Ya lo había dicho, pero lo reiteró: el presidente Andrés Manuel López Obrador quiere que las Fuerzas Armadas no solo construyan el aeropuerto de Santa Lucía y el Tren Maya , sino que los administren. Lo mismo quiere para otras obras de infraestructura, como los aeropuertos de Tulum , Palenque o Chetumal.

El argumento presidencial para dejar el control de esas y otras obras en empresas alojadas en la Sedena o la Semar no es económico o administrativo. La lógica es eminentemente política: “Esto nos va garantizar que no se privaticen estas obras…Si estos bienes se los dejamos a Fonatur o a la SCT no aguantan ni la primera embestida. Acuérdense lo que hicieron con Fonatur, que vendían terrenos a 7 pesos el metro cuadrado en zonas turísticas, ni lo que cuesta un metro cuadrado de alfombra.”

El presidente sugiere aquí que un gobierno civil futuro no se atrevería a privatizar unos bienes dejados en manos de las secretarías militares. O al menos se lo pensaría dos veces antes de hacerlo.

¿Por qué? ¿Cómo supone López Obrador que funcionaría ese candado?

Imaginemos un poco el escenario. Asumamos que una confluencia de factores genera una oleada de rechazo al actual partido gobernante y un partido o coalición de signo político distinto gana las elecciones presidenciales de 2024. Se instala entonces un gobierno que el actual presidente consideraría neoliberal, pero que cuenta con plena legitimidad democrática.

Esas nuevas autoridades revisan el estado de la administración pública y deciden por razones económicas, políticas o ideológicas que quieren privatizar el Tren Maya, Santa Lucía o los aeropuertos del sureste. Esa determinación puede ser buena o mala, pero se toma con todas las de la ley.

¿Qué supone el presidente que harían las Fuerzas Armadas en esas circunstancias para oponerse a la privatización? ¿Desobedecer al mando civil y no entregar las instalaciones? ¿Protagonizar un motín o asonada? ¿Negarse a acatar órdenes de quién quiera que fuese entonces su comandante supremo en temas de seguridad o protección civil? ¿Obstaculizar de manera soterrada el proceso? ¿Presionar veladamente a políticos y funcionarios civiles?

Y si no es algo así, ¿por qué se imagina que sería más difícil privatizar el Tren Maya si está en Sedena que si permanece en Fonatur ?

En términos concretos, el presidente quiere que, cuando su gobierno ya esté en el espejo retrovisor, las Fuerzas Armadas sean un garante de su legado. Para ello, busca crearles una red de intereses suficientemente grande para dotarlos (de manera implícita) de un derecho de veto en materia de finanzas públicas y política económica. No es casual que pretenda vincular directamente los ingresos de los aeropuertos y el Tren Maya a las pensiones militares.

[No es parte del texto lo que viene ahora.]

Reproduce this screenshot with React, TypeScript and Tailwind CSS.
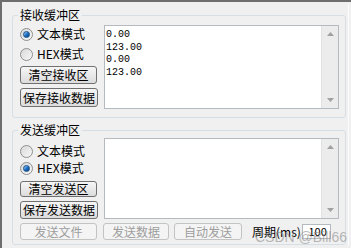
import React from 'react';

const font = { fontFamily: '"Noto Sans CJK SC", "Liberation Sans", sans-serif' };

// Win7 style radio button
const Radio = ({ label, checked }: { label: string; checked?: boolean }) => (
    <div className="flex items-center h-[14px] gap-[4px]">
        <div className="w-[13px] h-[13px] rounded-full border border-[#8e8f8f] bg-gradient-to-br from-[#d8d8d8] to-[#f8f8f8] flex items-center justify-center">
            {checked && (
                <div className="w-[7px] h-[7px] rounded-full bg-gradient-to-br from-[#a5d5ff] via-[#1f73c7] to-[#0b3d7a] border border-[#174f8a]" />
            )}
        </div>
        <span className="text-[12px] leading-[14px] text-black">{label}</span>
    </div>
);

const Btn = ({ label, w, h = 18, disabled }: { label: string; w: string; h?: number; disabled?: boolean }) => (
    <div
        className={`${w} flex items-center justify-center rounded-[3px] border text-[12px] leading-[14px] ${
            disabled
                ? 'border-[#c3c3c3] bg-[#f4f4f4] text-[#9d9d9d]'
                : 'border-[#707070] bg-gradient-to-b from-[#f6f6f6] to-[#dcdcdc] text-black'
        }`}
        style={{ height: h }}
    >
        {label}
    </div>
);

// Text box with a vertical scrollbar on the right
const TextBox = ({ lines, h }: { lines: string[]; h: string }) => (
    <div className={`w-[235px] ${h} flex border border-[#b5b9c0] bg-white`}>
        <div className="flex-1 pl-[1px] pt-[3px] text-[10px] leading-[12.5px] text-black" style={{ fontFamily: '"Liberation Mono", monospace' }}>
            {lines.map((l, i) => (
                <div key={i}>{l}</div>
            ))}
        </div>
        <div className="w-[17px] bg-[#ececec] border-l border-[#e2e2e2] flex flex-col justify-between items-center py-[6px]">
            <svg width="7" height="4" viewBox="0 0 7 4"><path d="M0 4 L3.5 0 L7 4 Z" fill="#a0a0a0" /></svg>
            <svg width="7" height="4" viewBox="0 0 7 4"><path d="M0 0 L3.5 4 L7 0 Z" fill="#a0a0a0" /></svg>
        </div>
    </div>
);

const Legend = ({ text }: { text: string }) => (
    <legend className="ml-[5px] px-[2px] text-[12px] leading-[14px] text-black">{text}</legend>
);

export default function App() {
    return (
        <div className="relative w-[351px] h-[248px] bg-[#f0f0f0] border-t-2 border-l-2 border-[#6e6e6e] pl-[10px] pr-[4px] pt-[6px]" style={font}>
            <div className="absolute right-[2px] top-[2px] bottom-[2px] w-px bg-[#fcfcfc]" />
            <fieldset className="w-[334px] h-[110px] border border-[#d5dfe5] rounded-[3px]">
                <Legend text="接收缓冲区" />
                <div className="flex pl-[7px]">
                    <div className="flex flex-col w-[84px]">
                        <div className="mt-[5px]"><Radio label="文本模式" checked /></div>
                        <div className="mt-[6px]"><Radio label="HEX模式" /></div>
                        <div className="mt-[5px]"><Btn label="清空接收区" w="w-[77px]" /></div>
                        <div className="mt-[4px]"><Btn label="保存接收数据" w="w-[78px]" h={19} /></div>
                    </div>
                    <div className="mt-[3px]">
                        <TextBox lines={['0.00', '123.00', '0.00', '123.00']} h="h-[84px]" />
                    </div>
                </div>
            </fieldset>
            <fieldset className="mt-[5px] w-[334px] h-[122px] border border-[#d5dfe5] rounded-[3px]">
                <Legend text="发送缓冲区" />
                <div className="flex pl-[7px]">
                    <div className="flex flex-col w-[84px]">
                        <div className="mt-[7px]"><Radio label="文本模式" /></div>
                        <div className="mt-[3px]"><Radio label="HEX模式" checked /></div>
                        <div className="mt-[6px]"><Btn label="清空发送区" w="w-[77px]" h={16} /></div>
                        <div className="mt-[4px]"><Btn label="保存发送数据" w="w-[78px]" h={18} /></div>
                    </div>
                    <div className="mt-[1px]">
                        <TextBox lines={[]} h="h-[81px]" />
                    </div>
                </div>
                <div className="flex items-center pl-[7px] mt-[4px]">
                    <Btn label="发送文件" w="w-[77px]" h={17} disabled />
                    <div className="ml-[6px]"><Btn label="发送数据" w="w-[66px]" h={17} disabled /></div>
                    <div className="ml-[5px]"><Btn label="自动发送" w="w-[68px]" h={17} disabled /></div>
                    <span className="ml-[10px] text-[12px] leading-[14px] text-black">周期(ms)</span>
                    <div className="ml-[1px] w-[29px] h-[15px] bg-white border border-[#b5b9c0] text-[11px] leading-[13px] text-right pr-[3px]">100</div>
                </div>
            </fieldset>
            <span className="absolute right-[4px] bottom-[3px] text-[14px] leading-[16px] text-[#8c8c8c]/60" style={{ fontFamily: '"Liberation Sans", sans-serif' }}>
                CSDN @Bill66
            </span>
        </div>
    );
}
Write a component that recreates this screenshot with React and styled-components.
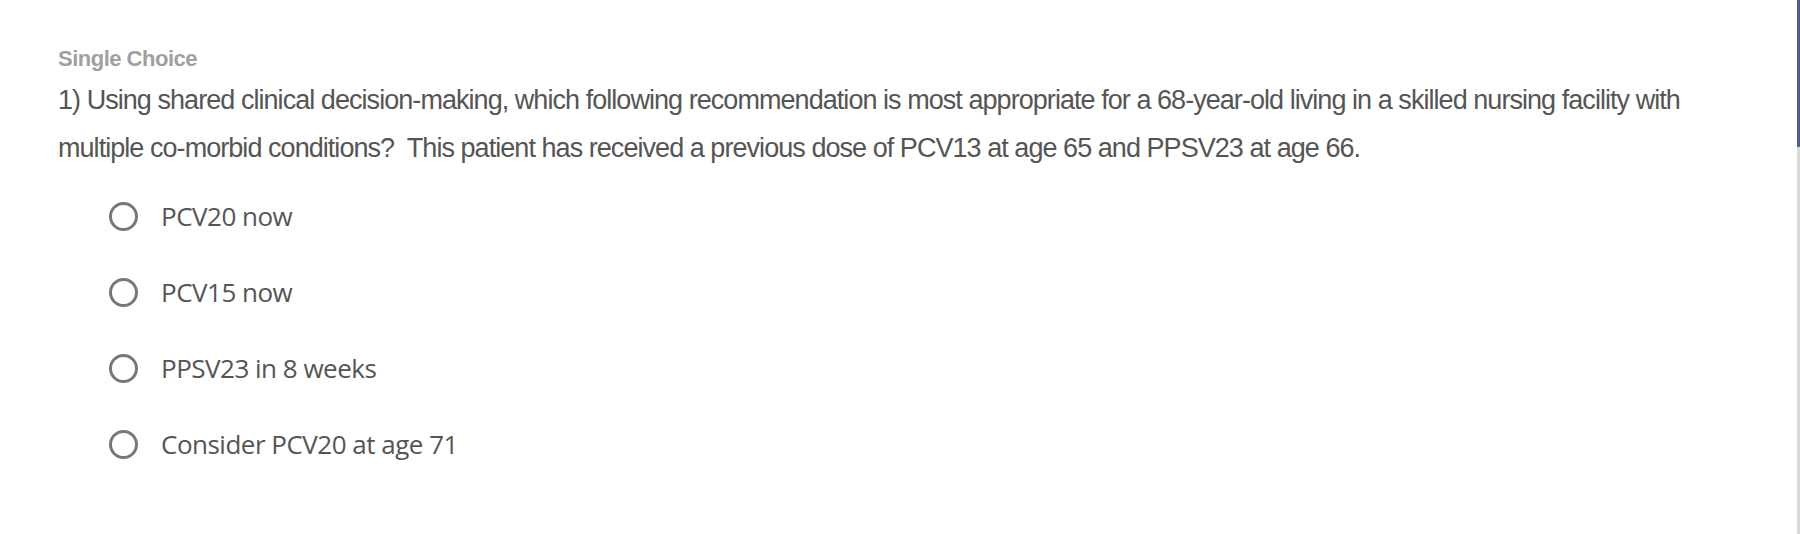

Esto tiene implicaciones gigantes. Significa sacar un tramo considerable de políticas públicas de la lógica del control democrático. Implica también abrir la puerta a la creación de un amplio sector militar empresarial. Si ya tienen un tren turístico, ¿por qué no añadir hoteles? Si ya tienen aeropuertos, ¿por qué no sumar aerolíneas? ¿O empresas de taxis? ¿O restaurantes? ¿O lo que sea? Al fin y al cabo (y siguiendo la lógica presidencial), serían empresas igualmente difíciles de privatizar que el Tren Maya o Santa Lucía, igualmente atadas a la ubre presupuestal e igualmente aisladas de la disciplina del mercado.

Eso no es mera conjetura. Eso ha sucedido en países como Egipto o Paquistán , donde el sector paraestatal militar ha extendido sin freno su alcance, hasta convertirse en el principal actor empresarial, con costos gigantes tanto en términos de desempeño económico como de desarrollo democrático.

Esos no son modelos que deberíamos de estar copiando.